Takeover 'Proposal' Causes B&N Stock to Jump--for a Time

Yesterday featured another unrealistic announcement of a bid to buy Barnes & Noble that perhaps intentionally caused the bookseller's stock price to jump for a while.

In the morning, the Wall Street Journal reported that "activist investor" Sandell Asset Management Corp. had proposed taking B&N private for $9 a share--valuing the deal at $750 million--with the help of $500 million in debt financing and the cooperation of chairman Len Riggio, who would roll the minimum 18% of the company that he owns into a new private company controlled by Sandell, which currently owns just 2.75% of B&N. Immediately the company's stock price rose from below $7 a share to as high as $7.85.

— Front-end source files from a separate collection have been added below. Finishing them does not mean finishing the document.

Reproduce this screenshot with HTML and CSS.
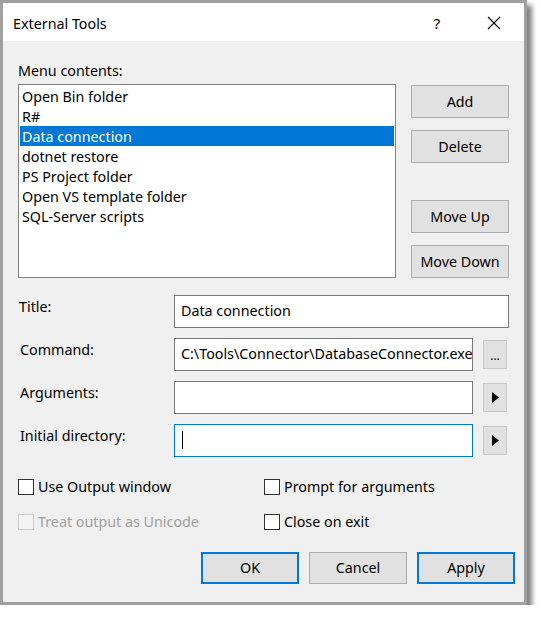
FILE: index.html
```html
<!DOCTYPE html>
<html>
<head>
<meta charset="utf-8">
<link rel="stylesheet" href="styles.css">
</head>
<body>
<div class="window">
  <div class="titlebar">
    <span class="title">External Tools</span>
    <span class="tb-btn help">?</span>
    <span class="tb-btn close">
      <svg width="14" height="14" viewBox="0 0 14 14"><path d="M1 1 L13 13 M13 1 L1 13" stroke="#000" stroke-width="1.1" fill="none"/></svg>
    </span>
  </div>
  <div class="body">
    <div class="menu-label">Menu contents:</div>
    <div class="top">
      <ul class="list">
        <li>Open Bin folder</li>
        <li>R#</li>
        <li class="selected">Data connection</li>
        <li>dotnet restore</li>
        <li>PS Project folder</li>
        <li>Open VS template folder</li>
        <li>SQL-Server scripts</li>
      </ul>
      <div class="side">
        <button class="btn side-btn">Add</button>
        <button class="btn side-btn">Delete</button>
        <div class="spacer"></div>
        <button class="btn side-btn">Move Up</button>
        <button class="btn side-btn">Move Down</button>
      </div>
    </div>
    <div class="form">
      <div class="flabel first">Title:</div>
      <div class="input wide">Data connection</div>

      <div class="flabel">Command:</div>
      <div class="input">C:\Tools\Connector\DatabaseConnector.exe</div>
      <button class="btn small ellipsis">...</button>

      <div class="flabel">Arguments:</div>
      <div class="input"></div>
      <button class="btn small"><svg width="7" height="11" viewBox="0 0 7 11"><polygon points="0,0 7,5.5 0,11" fill="#000"/></svg></button>

      <div class="flabel">Initial directory:</div>
      <div class="input focused"><span class="caret"></span></div>
      <button class="btn small"><svg width="7" height="11" viewBox="0 0 7 11"><polygon points="0,0 7,5.5 0,11" fill="#000"/></svg></button>
    </div>
    <div class="checks">
      <label class="check"><span class="box"></span>Use Output window</label>
      <label class="check"><span class="box"></span>Prompt for arguments</label>
      <label class="check disabled"><span class="box"></span>Treat output as Unicode</label>
      <label class="check"><span class="box"></span>Close on exit</label>
    </div>
    <div class="actions">
      <button class="btn action default">OK</button>
      <button class="btn action">Cancel</button>
      <button class="btn action default">Apply</button>
    </div>
  </div>
</div>
</body>
</html>
```
FILE: styles.css
```css
* { box-sizing: border-box; }

body {
  margin: 0;
  background: #ffffff;
  font-family: "Noto Sans", "Segoe UI", sans-serif;
  font-size: 14.3px;
  color: #000;
}

.window {
  width: 527px;
  height: 605px;
  border: 3px solid #a0a0a0;
  background: #f0f0f0;
  box-shadow: 5px 5px 5px rgba(0, 0, 0, 0.5);
  display: flex;
  flex-direction: column;
}

.titlebar {
  height: 38px;
  background: #ffffff;
  display: flex;
  align-items: center;
  padding-left: 10px;
  flex-shrink: 0;
}

.title {
  flex: 1;
  line-height: 20px;
  padding-top: 3px;
}

.tb-btn {
  width: 58px;
  height: 38px;
  display: flex;
  align-items: center;
  justify-content: center;
}

.help { font-size: 15px; padding-top: 1px; }
.close { padding-top: 2px; padding-right: 2px; }

.body {
  padding: 19px 9px 0 15px;
  display: flex;
  flex-direction: column;
}

.menu-label {
  line-height: 20px;
  height: 20px;
  padding-top: 1px;
}

.top {
  display: flex;
  gap: 15px;
  margin-top: 4px;
  margin-right: 6px;
}

.list {
  list-style: none;
  margin: 0;
  width: 378px;
  height: 194px;
  border: 1px solid #828282;
  background: #fff;
  padding: 1px;
}

.list li {
  height: 20px;
  line-height: 20px;
  padding-left: 2px;
  padding-top: 1px;
  white-space: nowrap;
}

.list li.selected {
  background: #0078d7;
  color: #fff;
}

.side {
  display: flex;
  flex-direction: column;
  padding-top: 1px;
  gap: 12px;
}

.spacer { flex: 1; }

.btn {
  font-family: inherit;
  font-size: inherit;
  color: #000;
  background: #e1e1e1;
  border: 1px solid #adadad;
  padding: 0;
  margin: 0;
  display: flex;
  align-items: center;
  justify-content: center;
}

.side-btn {
  width: 98px;
  height: 33px;
}

.form {
  display: grid;
  grid-template-columns: 156px 299px 10px 26px;
  grid-auto-rows: 33px;
  row-gap: 10px;
  margin-top: 17px;
  margin-right: 6px;
}

.flabel {
  grid-column: 1;
  line-height: 20px;
  margin-top: 2px;
  padding-left: 2px;
}

.flabel.first { padding-left: 1px; }

.input {
  grid-column: 2;
  background: #fff;
  border: 1px solid #7a7a7a;
  padding: 0 0 2px 6px;
  display: flex;
  align-items: center;
  white-space: nowrap;
  overflow: hidden;
}

.input.wide { grid-column: 2 / 5; }

.input.focused { border-color: #0078d7; }

.caret {
  display: inline-block;
  width: 1px;
  height: 18px;
  background: #000;
  margin-left: 1px;
}

.small {
  grid-column: 4;
  width: 24px;
  height: 29px;
  align-self: center;
  background: #e1e1e1;
  border: 1px solid #c9c9c9;
}

.ellipsis {
  font-size: 12px;
  align-items: flex-end;
  padding-bottom: 6px;
  line-height: 12px;
}

.checks {
  display: grid;
  grid-template-columns: 246px 1fr;
  row-gap: 15px;
  margin-top: 20px;
}

.check {
  display: flex;
  align-items: center;
  gap: 4px;
  line-height: 20px;
  height: 20px;
  white-space: nowrap;
}

.box {
  width: 16px;
  height: 16px;
  border: 1px solid #333;
  background: #fff;
  flex-shrink: 0;
}

.check.disabled { color: #a0a0a0; }
.check.disabled .box { border-color: #cccccc; background: #f4f4f4; }

.actions {
  display: flex;
  justify-content: flex-end;
  gap: 10px;
  margin-top: 20px;
}

.action {
  width: 98px;
  height: 32px;
  padding-bottom: 1px;
}

.action.default {
  border: 2px solid #0078d7;
}
```
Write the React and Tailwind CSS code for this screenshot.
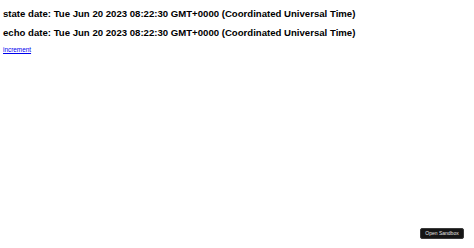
export default function App() {
  const d = "Tue Jun 20 2023 08:22:30 GMT+0000 (Coordinated Universal Time)";
  return (
    <div className="relative h-[248px] w-full bg-white px-[3px] pt-[8px] font-['Liberation_Sans',Arial,sans-serif] text-black">
      <h2 className="text-[9.6px] font-bold leading-[11px]">state date: {d}</h2>
      <h2 className="mt-[8px] text-[9.6px] font-bold leading-[11px]">echo date: {d}</h2>
      <a href="#" className="mt-[8px] block w-fit text-[6.4px] leading-[7px] text-[#0000ee] underline">
        increment
      </a>
      <button className="absolute bottom-[9px] right-[10px] flex h-[11px] w-[44px] items-center justify-center rounded-[2px] border border-[#3a3a3a] bg-[#151515] text-[5px] leading-none text-[#e5e5e5]">
        Open Sandbox
      </button>
    </div>
  );
}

But by mid-afternoon, B&N released a statement saying it doesn't consider the Sandell proposal "as bona fide in that Sandell is the beneficial owner of 1 million common Barnes & Noble shares worth approximately $7 million, Mr. Riggio has no intention of rolling his shares into such a transaction, and the company believes a debt financing of $500 million is highly unlikely." It added that it would have no further comment on the proposal.

B&N shares then descended from their high for the day but still closed up 7.6%, at $7.10 a share, on six times the normal trading volume.